Design of relative motion and attitude profiles for three-dimensional resident space object imaging with a laser rangefinder

This paper discusses the application of a single beam laser rangefinder (LRF) to point cloud generation, shape detection, and shape reconstruction for a space-based space situational awareness (SSA) mission. The LRF is part of the payload of a chaser satellite tasked to image a resident space object (RSO). The one-dimensional (1D) nature of LRF returns significantly increases the complexity of the imaging task. To maximize coverage, a method to autonomously detect and fill gaps in sparse point cloud coverage using a narrow field of view (NFOV) camera in conjunction with the LRF is presented. First, relative orbital motion and scanning attitude motion are combined to generate a baseline 3D point cloud of the RSO. The effectiveness of pregenerated command profiles is analyzed by using a weighted edge reconstruction metric that scores how well a point cloud characterizes RSO shape. The design and characterization of multiple relative motion and attitude maneuver profiles, as well as the time and propellant cost of each profile, are presented with the assumption that the entire metrology chain is error free.
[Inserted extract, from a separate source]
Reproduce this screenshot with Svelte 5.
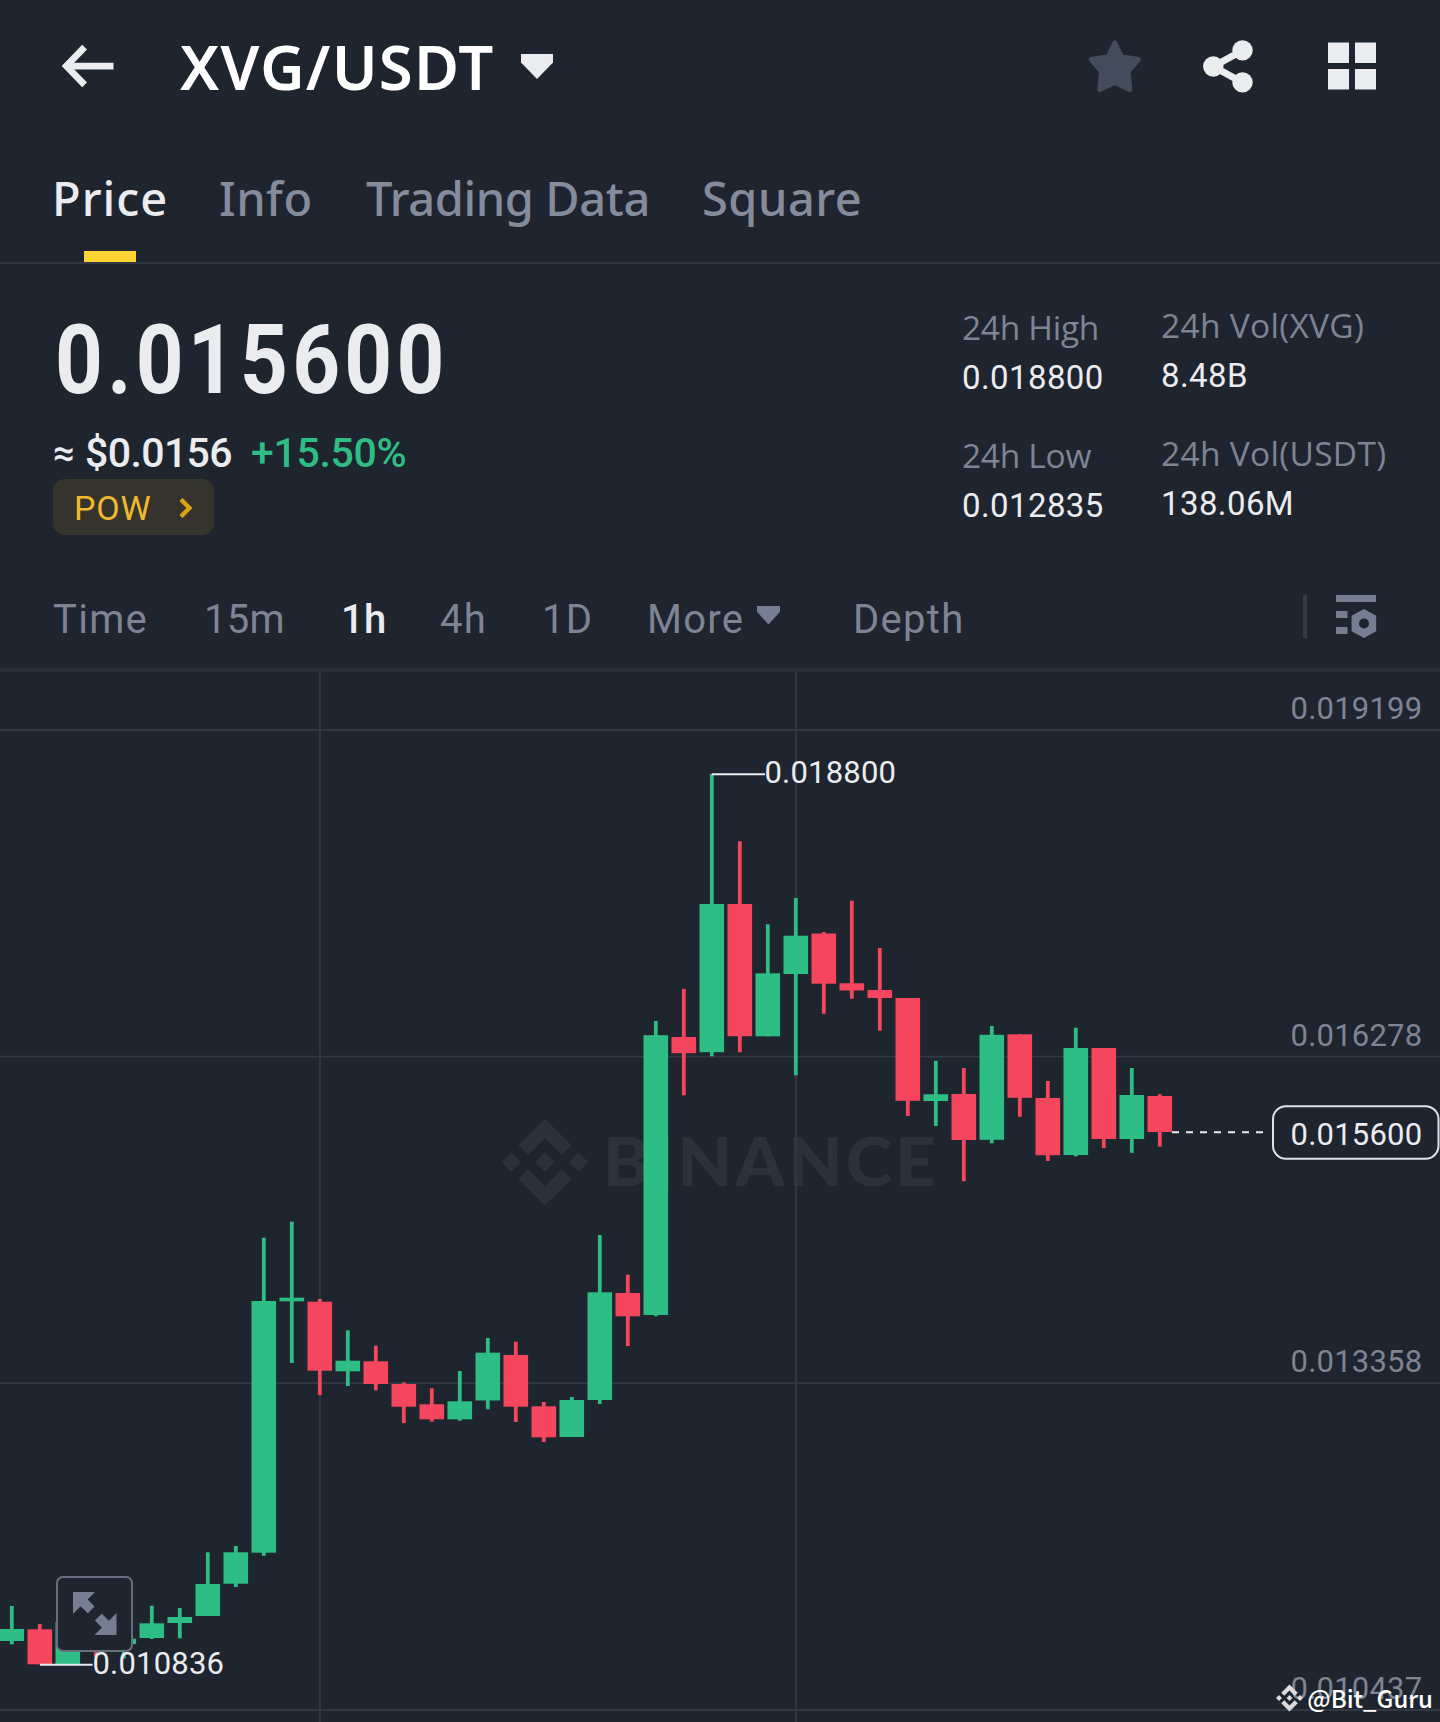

Next, a three-part algorithm is used that 1) creates a 3D panoramic map from stitched NFOV camera images, 2) correlates the areas of sparse LRF coverage to the map, and 3) generates attitude commands to close the coverage. This provides a consistent and reliable method to register positions of strike points relative to each other and to the NFOV image of the RSO with a priori knowledge of the RSO attitude. Gaps and sparse areas in LRF coverage are covered with strike points; the result is a point cloud of significantly higher resolution than that obtained with preprogrammed attitude profiles. The analysis bears particular relevance to power-constrained nanosatellite missions for space-based SSA for whom a multibeam LRF payload is not feasible. Maneuvers can now be designed on-line in real time; results presented validate the utility of a single-beam LRF as a tool for 3D imaging of RSO shapes.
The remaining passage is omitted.